Speculative Claims of Harm
The court found that the plaintiffs' claims of potential financial disruption and loss of goodwill were speculative and lacked sufficient substantiation. The plaintiffs did not provide concrete evidence that they had failed to deliver orders or that their reputation had been harmed due to the lease dispute. Instead, they primarily cited increased costs associated with storing their products and operational disruptions without demonstrating an immediate impact on their business viability. The court highlighted that damages relating purely to money, time, and energy are typically compensable after trial and do not constitute irreparable harm. As such, the court concluded that the fear of future harm was not enough to warrant the extraordinary remedy of a temporary restraining order.

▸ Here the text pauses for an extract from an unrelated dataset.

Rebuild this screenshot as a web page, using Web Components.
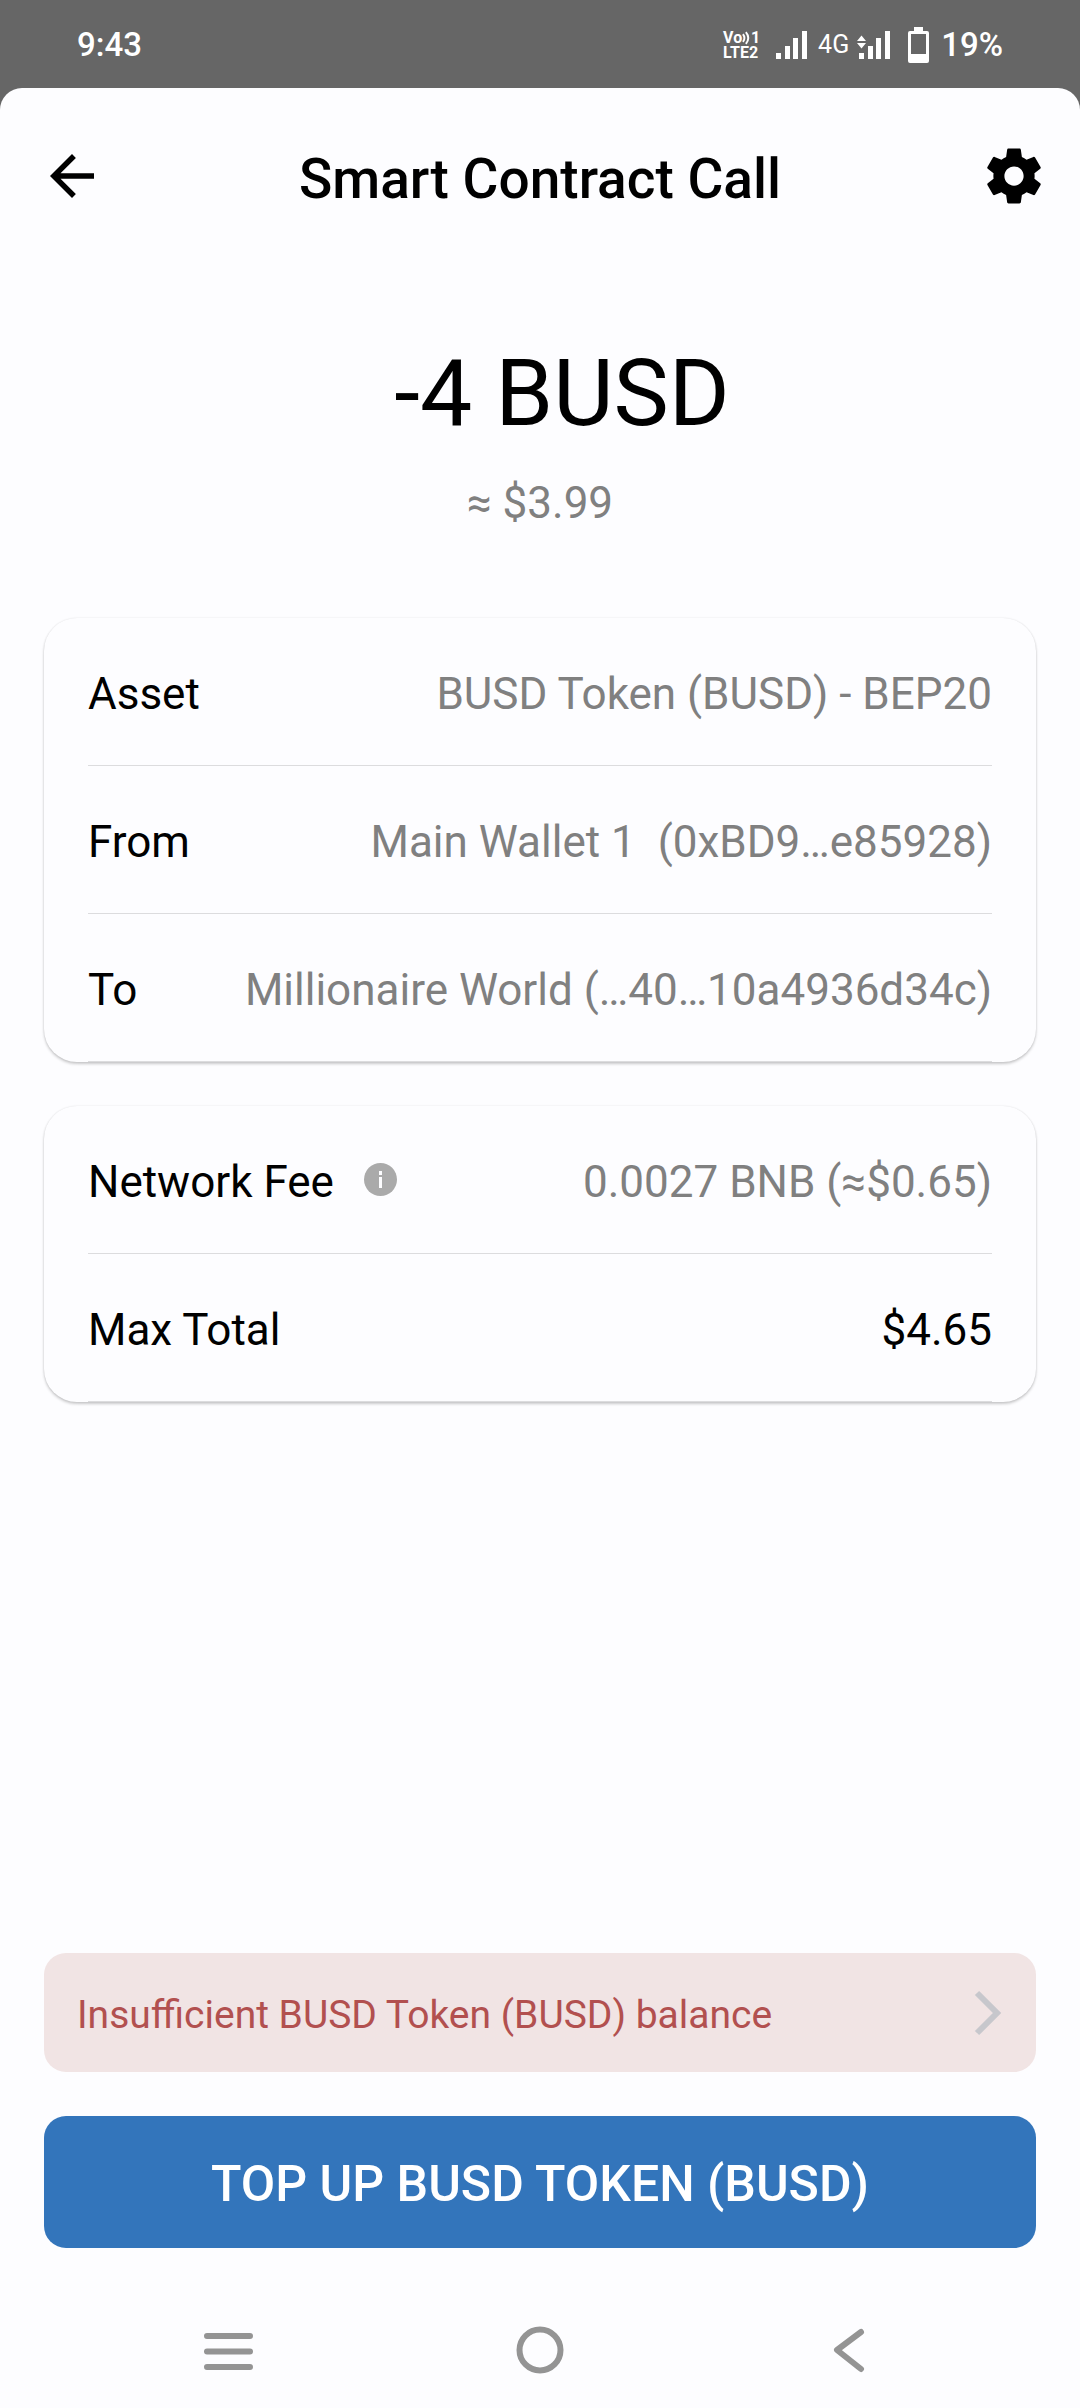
<!DOCTYPE html>
<html lang="en">
<head>
<meta charset="utf-8">
<meta name="viewport" content="width=device-width, initial-scale=1">
<title>Smart Contract Call</title>
<style>
  :root {
    --surface: #fdfdff;
    --ink: #000;
    --muted: #808080;
    --line: #dcdcde;
    --danger: #b2504f;
    --danger-bg: #f1e4e4;
    --primary: #3375bb;
    --nav: #949494;
    --edge: 44px;
  }
  html, body { margin: 0; }
  body {
    min-height: 100vh;
    display: flex;
    flex-direction: column;
    background: #666;
    color: var(--ink);
    font-family: Roboto, "Noto Sans", sans-serif;
    font-size: 44px;
    line-height: 52px;
  }
</style>
</head>
<body>
<wallet-screen>
  <status-bar slot="status"></status-bar>
  <app-header slot="header">Smart Contract Call</app-header>
  <amount-summary><span slot="amount">-4 BUSD</span><span slot="fiat">≈ $3.99</span></amount-summary>
  <detail-card>
    <detail-row label="Asset">BUSD Token (BUSD) - BEP20</detail-row>
    <detail-row label="From">Main Wallet 1&nbsp; (0xBD9…e85928)</detail-row>
    <detail-row label="To">Millionaire World (…40…10a4936d34c)</detail-row>
  </detail-card>
  <detail-card>
    <detail-row label="Network Fee" info>0.0027 BNB (≈$0.65)</detail-row>
    <detail-row label="Max Total" strong>$4.65</detail-row>
  </detail-card>
  <alert-link slot="footer">Insufficient BUSD Token (BUSD) balance</alert-link>
  <primary-button slot="footer">TOP UP BUSD TOKEN (BUSD)</primary-button>
  <system-nav slot="nav"></system-nav>
</wallet-screen>

<script>
const define = (name, html) => {
  const template = document.createElement('template');
  template.innerHTML = html;
  customElements.define(name, class extends HTMLElement {
    constructor() {
      super();
      this.attachShadow({ mode: 'open' }).append(template.content.cloneNode(true));
    }
    connectedCallback() {
      const label = this.shadowRoot.querySelector('.label');
      if (label) label.textContent = this.getAttribute('label');
    }
  });
};

define('wallet-screen', `
  <style>
    :host { flex: 1; display: flex; flex-direction: column; }
    .sheet { flex: 1; display: flex; flex-direction: column; background: var(--surface); border-radius: 22px 22px 0 0; }
    main { flex: 1; display: flex; flex-direction: column; gap: 44px; padding: 0 var(--edge); }
    footer { display: flex; flex-direction: column; gap: 44px; padding: 44px var(--edge); }
  </style>
  <slot name="status"></slot>
  <div class="sheet">
    <slot name="header"></slot>
    <main><slot></slot></main>
    <footer><slot name="footer"></slot></footer>
    <slot name="nav"></slot>
  </div>`);

define('status-bar', `
  <style>
    :host { display: flex; align-items: center; justify-content: space-between; height: 88px; padding: 2px 77px 0; box-sizing: border-box; color: #fff; font-size: 33px; line-height: 40px; font-weight: 500; }
    .icons { display: flex; align-items: center; }
    svg { display: block; fill: #fff; }
    .volte { display: flex; flex-direction: column; width: 37px; margin-right: 16px; font-size: 16px; line-height: 15px; font-weight: 700; }
    .volte div { display: flex; align-items: center; justify-content: space-between; }
    .net { margin: 0 8px 0 11px; font-size: 25px; font-weight: 400; }
    .battery { margin: 0 12px 0 18px; }
  </style>
  <time>9:43</time>
  <div class="icons">
    <div class="volte">
      <div>Vo<svg width="9" height="14" viewBox="0 0 9 14" style="fill:none;stroke:#fff;stroke-width:2"><path d="M1 3q3 4 0 8M4 1q5 6 0 12"/></svg>1</div>
      <div>LTE2</div>
    </div>
    <svg width="31" height="28" viewBox="0 0 31 28"><path d="M0 22h5v6H0zM9 15h5v13H9zM17 7h5v21h-5zM26 0h5v28h-5z"/></svg>
    <span class="net">4G</span>
    <svg width="33" height="28" viewBox="0 0 33 28"><path d="M2 22h5v6H2zM11 15h5v13h-5zM19 7h5v21h-5zM28 0h5v28h-5zM0 10l4.500-5.500L9 10zM0 12h9l-4.500 5.500z"/></svg>
    <svg class="battery" width="21" height="36" viewBox="0 0 21 36"><path fill-rule="evenodd" d="M6 0h9v4h4q2 0 2 2v28q0 2-2 2H2q-2 0-2-2V6q0-2 2-2h4zM3 7v20h15V7z"/></svg>
    <span>19%</span>
  </div>`);

define('app-header', `
  <style>
    :host { display: flex; align-items: center; height: 176px; padding: 0 33px 0 39px; }
    h1 { flex: 1; margin: 0; padding-top: 6px; font-size: 55px; line-height: 64px; font-weight: 500; text-align: center; }
    button { display: flex; padding: 0; border: 0; background: none; color: inherit; }
    svg { width: 66px; height: 66px; fill: currentColor; }
    .settings { padding-left: 6px; }
  </style>
  <button aria-label="Back"><svg viewBox="0 0 24 24"><path d="M20 11H7.830l5.590-5.590L12 4l-8 8 8 8 1.410-1.410L7.830 13H20z"/></svg></button>
  <h1><slot></slot></h1>
  <button class="settings" aria-label="Settings"><svg viewBox="0 0 24 24"><path d="M19.430 12.980c.04-.32.07-.64.07-.98s-.03-.66-.07-.98l2.110-1.650c.19-.15.24-.42.12-.64l-2-3.460c-.12-.22-.39-.3-.61-.22l-2.490 1c-.52-.4-1.080-.73-1.690-.98l-.38-2.650C14.460 2.180 14.250 2 14 2h-4c-.25 0-.46.18-.49.42l-.38 2.650c-.61.25-1.170.59-1.690.98l-2.490-1c-.23-.09-.49 0-.61.22l-2 3.460c-.13.22-.07.49.12.64l2.110 1.650c-.04.32-.07.65-.07.98s.03.66.07.98l-2.110 1.650c-.19.15-.24.42-.12.64l2 3.460c.12.22.39.3.61.22l2.490-1c.52.4 1.080.73 1.690.98l.38 2.650c.03.24.24.42.49.42h4c.25 0 .46-.18.49-.42l.38-2.650c.61-.25 1.170-.59 1.690-.98l2.490 1c.23.09.49 0 .61-.22l2-3.460c.12-.22.07-.49-.12-.64l-2.110-1.650zM12 15.500c-1.930 0-3.500-1.570-3.500-3.500s1.570-3.500 3.500-3.500 3.500 1.570 3.500 3.500-1.570 3.500-3.500 3.500z"/></svg></button>`);

define('amount-summary', `
  <style>
    :host { display: flex; flex-direction: column; align-items: center; gap: 28px; padding: 75px 0 45px; }
    .amount { padding-left: 44px; font-size: 93px; line-height: 110px; }
    .fiat { color: var(--muted); }
  </style>
  <div class="amount"><slot name="amount"></slot></div>
  <div class="fiat"><slot name="fiat"></slot></div>`);

define('detail-card', `
  <style>
    :host { display: block; padding: 0 44px; border-radius: 33px; box-shadow: 0 2px 3px rgba(0,0,0,.2), 0 0 2px rgba(0,0,0,.1); }
  </style>
  <slot></slot>`);

define('detail-row', `
  <style>
    :host { display: flex; align-items: center; justify-content: space-between; gap: 24px; height: 148px; padding-top: 5px; box-sizing: border-box; border-bottom: 1px solid var(--line); white-space: nowrap; }
    .head { display: flex; align-items: center; gap: 30px; }
    .value { color: var(--muted); }
    :host([strong]) .value { color: var(--ink); }
    button { display: none; padding: 0 0 6px; border: 0; background: none; }
    :host([info]) button { display: flex; }
  </style>
  <div class="head">
    <span class="label"></span>
    <button aria-label="About the network fee"><svg width="33" height="33" viewBox="0 0 33 33"><circle cx="16.500" cy="16.500" r="16.500" fill="#aaa"/><path fill="#fdfdff" d="M15 8h3v4h-3zM15 14h3v11h-3z"/></svg></button>
  </div>
  <span class="value"><slot></slot></span>`);

define('alert-link', `
  <style>
    :host { display: block; }
    a { display: flex; align-items: center; justify-content: space-between; min-height: 119px; padding: 0 34px 0 33px; border-radius: 22px; background: var(--danger-bg); color: var(--danger); font-size: 39px; line-height: 48px; text-decoration: none; }
    svg { flex: none; }
    .text { padding-top: 4px; }
  </style>
  <a href="#balance"><span class="text"><slot></slot></span>
    <svg width="28" height="46" viewBox="0 0 28 46" fill="none" stroke="#c7c7cc" stroke-width="6"><path d="M3 3L23 23 3 43"/></svg></a>`);

define('primary-button', `
  <style>
    :host { display: block; }
    button { display: block; width: 100%; min-height: 132px; padding: 3px 44px 0; border: 0; border-radius: 22px; background: var(--primary); color: #fff; font: 500 50px/60px Roboto, "Noto Sans", sans-serif; }
  </style>
  <button><slot></slot></button>`);

define('system-nav', `
  <style>
    :host { display: flex; justify-content: space-between; height: 116px; padding: 0 16.666%; }
    button { display: flex; align-items: center; justify-content: center; width: 96px; padding: 0; border: 0; background: none; }
    svg { width: 50px; height: 50px; fill: none; stroke: var(--nav); stroke-width: 6; stroke-linecap: round; stroke-linejoin: round; }
  </style>
  <button aria-label="Recent apps"><svg viewBox="0 0 50 50"><path d="M4 11h43M4 26.500h43M4 42h43"/></svg></button>
  <button aria-label="Home"><svg viewBox="0 0 50 50"><circle cx="25" cy="25" r="20.500"/></svg></button>
  <button aria-label="Back"><svg viewBox="0 0 50 50"><path d="M34 7L10 25l24 19"/></svg></button>`);
</script>
</body>
</html>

Conclusion on Temporary Restraining Order
In its conclusion, the court determined that the plaintiffs had failed to meet the necessary burden of proof required to justify a temporary restraining order. It reiterated that the lack of demonstrated irreparable harm was a sufficient basis for denial, as the plaintiffs had not shown that any injury they might suffer could not be remedied by monetary damages. The court emphasized that mere speculative claims and potential disruptions to business operations do not satisfy the stringent requirements for such an extraordinary remedy. As a result, the court denied the plaintiffs' motion for a temporary restraining order, emphasizing the importance of establishing a clear and compelling case for irreparable harm in similar future proceedings.